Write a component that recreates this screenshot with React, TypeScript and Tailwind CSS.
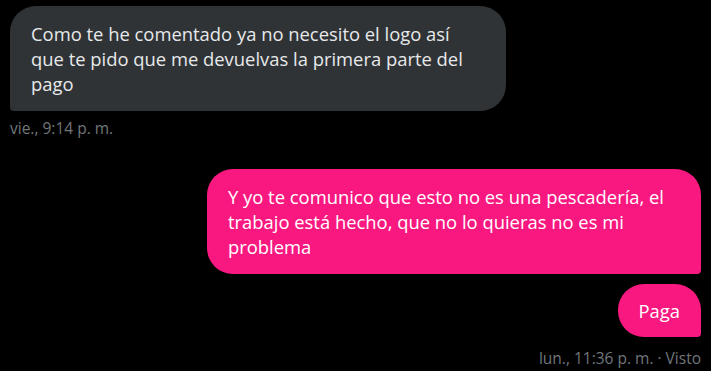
const font = { fontFamily: '"Segoe UI", "Open Sans", "Noto Sans", sans-serif' };

export default function App() {
  return (
    <div className="min-h-[371px] w-[711px] bg-black px-[10px] pt-[6px]" style={font}>
      <div className="flex flex-col items-start">
        <div className="w-[496px] rounded-[26px] rounded-bl-[4px] bg-[#2f3336] px-[21px] py-[15px] text-[18.4px] leading-[25px] text-[#e7e9ea]">
          Como te he comentado ya no necesito el logo así
          <br />
          que te pido que me devuelvas la primera parte del
          <br />
          pago
        </div>
        <div className="mt-[7px] text-[15.5px] leading-[20px] text-[#71767b]">vie., 9:14 p. m.</div>
      </div>

      <div className="mt-[31px] flex flex-col items-end">
        <div className="w-[494px] rounded-[26px] rounded-br-[4px] bg-[#f91880] px-[21px] py-[15px] text-[18.4px] leading-[25px] text-white">
          Y yo te comunico que esto no es una pescadería, el
          <br />
          trabajo está hecho, que no lo quieras no es mi
          <br />
          problema
        </div>
        <div className="mt-[10px] rounded-[26px] rounded-br-[4px] bg-[#f91880] px-[21px] py-[14px] text-[18.4px] leading-[25px] text-white">
          Paga
        </div>
        <div className="mt-[11px] text-[15.5px] leading-[20px] text-[#71767b]">lun., 11:36 p. m. · Visto</div>
      </div>
    </div>
  );
}
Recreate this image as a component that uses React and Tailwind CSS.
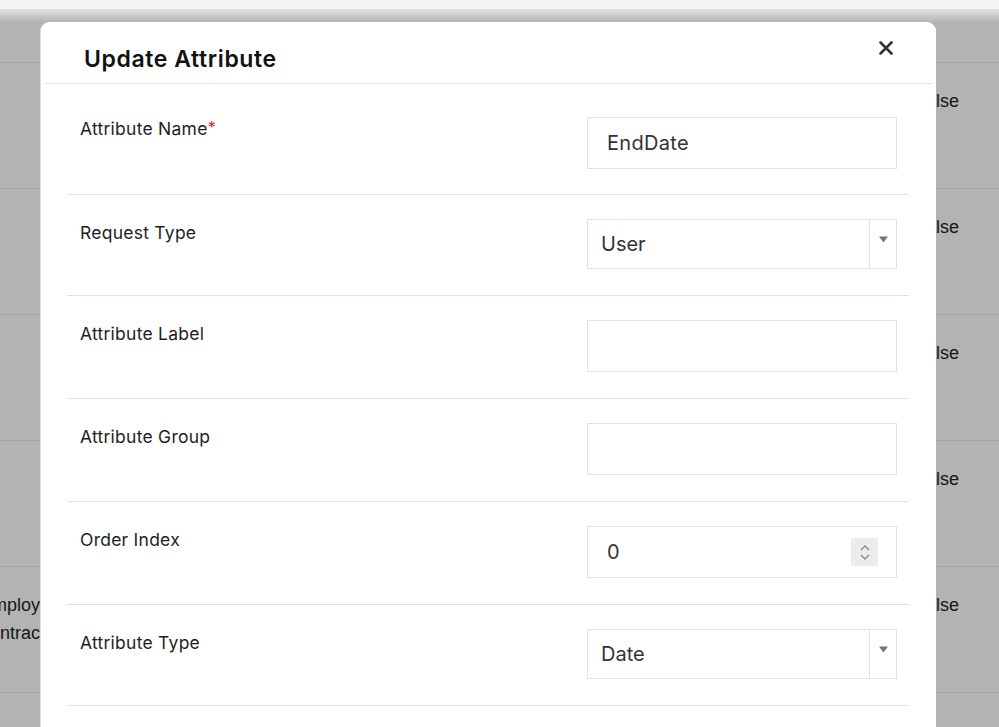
import React from "react";

const Chevron = () => (
  <svg width="9" height="7" viewBox="0 0 9 7" className="block">
    <path d="M0 0.5 L9 0.5 L4.5 6.5 Z" fill="#767676" />
  </svg>
);

const SelectBox = ({ value }) => (
  <div className="flex h-[50px] w-[310px] border border-[#e2e2e2] bg-white">
    <div className="flex flex-1 items-center pl-[13px] text-[20px] text-[#333] font-['Inter',sans-serif]">
      {value}
    </div>
    <div className="flex w-[27px] justify-center border-l border-[#e2e2e2] pt-[16px]">
      <Chevron />
    </div>
  </div>
);

const TextBox = ({ value }) => (
  <div className="flex h-[52px] w-[310px] items-center border border-[#e2e2e2] bg-white pl-[19px] text-[20px] tracking-[0.3px] text-[#333] font-['Inter',sans-serif]">
    {value}
  </div>
);

const NumberBox = ({ value }) => (
  <div className="flex h-[52px] w-[310px] items-center justify-between border border-[#e2e2e2] bg-white pl-[19px] pr-[18px] text-[20px] text-[#333] font-['Inter',sans-serif]">
    <span>{value}</span>
    <div className="flex h-[28px] w-[27px] flex-col items-center justify-center gap-[3px] bg-[#ececec]">
      <svg width="10" height="6" viewBox="0 0 10 6">
        <path d="M1 5 L5 1 L9 5" fill="none" stroke="#8a8a8a" strokeWidth="1.4" />
      </svg>
      <svg width="10" height="6" viewBox="0 0 10 6">
        <path d="M1 1 L5 5 L9 1" fill="none" stroke="#8a8a8a" strokeWidth="1.4" />
      </svg>
    </div>
  </div>
);

const Row = ({ label, required, first, children }) => (
  <div
    className={`flex items-start justify-between border-b border-[#dde1ef] pl-[13px] pr-[12px] ${
      first ? "pt-[33px] pb-[25px]" : "pt-[24px] pb-[26px]"
    }`}
  >
    <div
      className={`text-[17.5px] leading-[24px] tracking-[0.25px] text-[#1e1e1e] font-['Inter',sans-serif] ${
        first ? "" : "pt-[2px]"
      }`}
    >
      {label}
      {required && <span className="relative -top-[2px] text-[16px] text-[#e8202a]">*</span>}
    </div>
    {children}
  </div>
);

export default function App() {
  const bgRows = [0, 1, 2, 3, 4, 5];
  return (
    <div className="relative h-[727px] w-[999px] overflow-hidden bg-[#b3b3b3] font-['Liberation_Sans',Arial,sans-serif]">
      {/* background page under overlay */}
      <div className="h-[9px] bg-[#f4f4f4]" />
      <div className="h-[13px] bg-gradient-to-b from-[#e2e2e2] to-[#b4b4b4]" />
      <div className="h-[41px] border-b border-[#9ca3b6]" />
      {bgRows.map((i) => (
        <div key={i} className="flex h-[126px] border-b border-[#9ca3b6] pt-[24px] text-[18px] leading-[28px] text-[#161616]">
          <div className="-ml-[20px] w-[941px] shrink-0">
            {i === 4 && (
              <>
                <div>Employee,</div>
                <div className="-ml-[3px]">Contractor</div>
              </>
            )}
          </div>
          <div>{i < 5 ? "false" : ""}</div>
        </div>
      ))}

      {/* modal */}
      <div className="absolute left-[40px] top-[22px] h-[760px] w-[896px] rounded-t-[9px] border-l border-[#dcdcdc] bg-white">
        <div className="ml-[4px] mr-[4px] flex h-[62px] items-start justify-between border-b border-[#dfe3ea] pl-[39px] pr-[39px]">
          <div className="mt-[23px] text-[23px] font-semibold leading-[28px] tracking-[0.6px] text-[#111] font-['Inter',sans-serif]">
            Update Attribute
          </div>
          <svg width="14" height="14" viewBox="0 0 14 14" className="mt-[19px]">
            <path d="M1.5 1.5 L12.5 12.5 M12.5 1.5 L1.5 12.5" stroke="#333" strokeWidth="2.6" strokeLinecap="round" />
          </svg>
        </div>
        <div className="pl-[26px] pr-[27px]">
          <Row label="Attribute Name" required first>
            <TextBox value="EndDate" />
          </Row>
          <Row label="Request Type">
            <SelectBox value="User" />
          </Row>
          <Row label="Attribute Label">
            <TextBox value="" />
          </Row>
          <Row label="Attribute Group">
            <TextBox value="" />
          </Row>
          <Row label="Order Index">
            <NumberBox value="0" />
          </Row>
          <Row label="Attribute Type">
            <SelectBox value="Date" />
          </Row>
        </div>
      </div>
    </div>
  );
}
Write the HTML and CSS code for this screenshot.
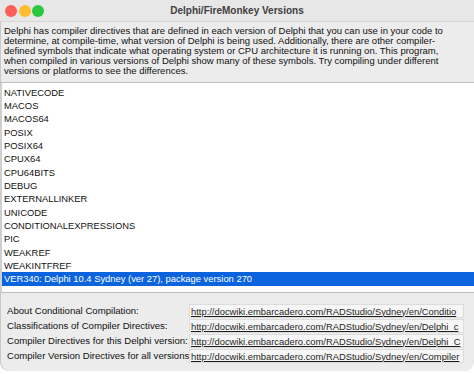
FILE: index.html
```html
<!DOCTYPE html>
<html>
<head>
<meta charset="utf-8">
<link rel="stylesheet" href="styles.css">
</head>
<body>
<div class="window">
  <div class="titlebar">
    <div class="lights">
      <span class="light red"></span>
      <span class="light yellow"></span>
      <span class="light green"></span>
    </div>
    <div class="title">Delphi/FireMonkey Versions</div>
    <div></div>
  </div>
  <div class="desc">Delphi has compiler directives that are defined in each version of Delphi that you can use in your code to determine, at compile-time, what version of Delphi is being used. Additionally, there are other compiler-defined symbols that indicate what operating system or CPU architecture it is running on. This program, when compiled in various versions of Delphi show many of these symbols. Try compiling under different versions or platforms to see the differences.</div>
  <div class="list">
    <div class="item">NATIVECODE</div>
    <div class="item">MACOS</div>
    <div class="item">MACOS64</div>
    <div class="item">POSIX</div>
    <div class="item">POSIX64</div>
    <div class="item">CPUX64</div>
    <div class="item">CPU64BITS</div>
    <div class="item">DEBUG</div>
    <div class="item">EXTERNALLINKER</div>
    <div class="item">UNICODE</div>
    <div class="item">CONDITIONALEXPRESSIONS</div>
    <div class="item">PIC</div>
    <div class="item">WEAKREF</div>
    <div class="item">WEAKINTFREF</div>
    <div class="item selected">VER340: Delphi 10.4 Sydney (ver 27), package version 270</div>
  </div>
  <div class="links">
    <div class="label">About Conditional Compilation:</div>
    <div class="edit">http://docwiki.embarcadero.com/RADStudio/Sydney/en/Conditio</div>
    <div class="label">Classifications of Compiler Directives:</div>
    <div class="edit">http://docwiki.embarcadero.com/RADStudio/Sydney/en/Delphi_c</div>
    <div class="label">Compiler Directives for this Delphi version:</div>
    <div class="edit">http://docwiki.embarcadero.com/RADStudio/Sydney/en/Delphi_C</div>
    <div class="label">Compiler Version Directives for all versions</div>
    <div class="edit">http://docwiki.embarcadero.com/RADStudio/Sydney/en/Compiler</div>
  </div>
</div>
</body>
</html>
```

FILE: styles.css
```css
html, body {
  margin: 0;
  padding: 0;
  background: #ffffff;
}
body {
  width: 474px;
  height: 374px;
  overflow: hidden;
  font-family: "Liberation Sans", Arial, sans-serif;
  color: #222222;
}
.window {
  width: 474px;
  height: 371px;
  background: #ececec;
  border-radius: 0 0 9px 9px;
  overflow: hidden;
  display: flex;
  flex-direction: column;
  box-shadow: inset 1px 0 0 #c9c9c9;
}
.titlebar {
  height: 22px;
  flex: none;
  display: grid;
  grid-template-columns: 1fr auto 1fr;
  align-items: center;
  background: #e7e7e7;
  border-bottom: 1px solid #d6d6d6;
  box-sizing: border-box;
}
.lights {
  display: flex;
  gap: 1.5px;
  padding-left: 5px;
  padding-top: 1px;
}
.light {
  width: 12px;
  height: 12px;
  border-radius: 50%;
  display: block;
}
.red { background: #fe5f57; }
.yellow { background: #febc2e; }
.green { background: #29c840; }
.title {
  font-weight: bold;
  font-size: 10px;
  color: #404040;
}
.desc {
  flex: none;
  height: 61px;
  box-sizing: border-box;
  padding: 4px 15px 0 4px;
  font-size: 9.5px;
  line-height: 10px;
  color: #111111;
  border-bottom: 1px solid #bdbdbd;
}
.list {
  flex: none;
  height: 210px;
  box-sizing: border-box;
  background: #ffffff;
  padding-top: 2.7px;
  border-bottom: 1px solid #bdbdbd;
  border-left: 2px solid #cfcfcf;
}
.item {
  height: 13.33px;
  line-height: 13.33px;
  font-size: 9.4px;
  padding-left: 2px;
  color: #111111;
  white-space: nowrap;
}
.item.selected {
  background: #0b63de;
  color: #ffffff;
}
.links {
  flex: 1;
  display: grid;
  grid-template-columns: 182px 275px;
  grid-auto-rows: 15px;
  align-items: center;
  padding: 10px 0 0 7px;
  font-size: 9.6px;
}
.label {
  white-space: nowrap;
  overflow: hidden;
  color: #111111;
}
.edit {
  height: 14px;
  line-height: 14px;
  box-sizing: border-box;
  background: #f6f6f6;
  border: 1px solid #dcdcdc;
  padding-left: 1px;
  white-space: nowrap;
  overflow: hidden;
  text-decoration: underline;
  color: #1e1e1e;
  font-size: 9.4px;
}
```
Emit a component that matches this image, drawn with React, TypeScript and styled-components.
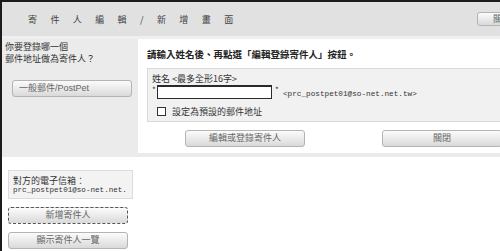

Task statement. Find the word "screenshot" in the data and show each line that holds it.

Written reply.
Write a component that recreates this screenshot with React, TypeScript and Tailwind CSS.
Write the HTML and CSS code for this screenshot.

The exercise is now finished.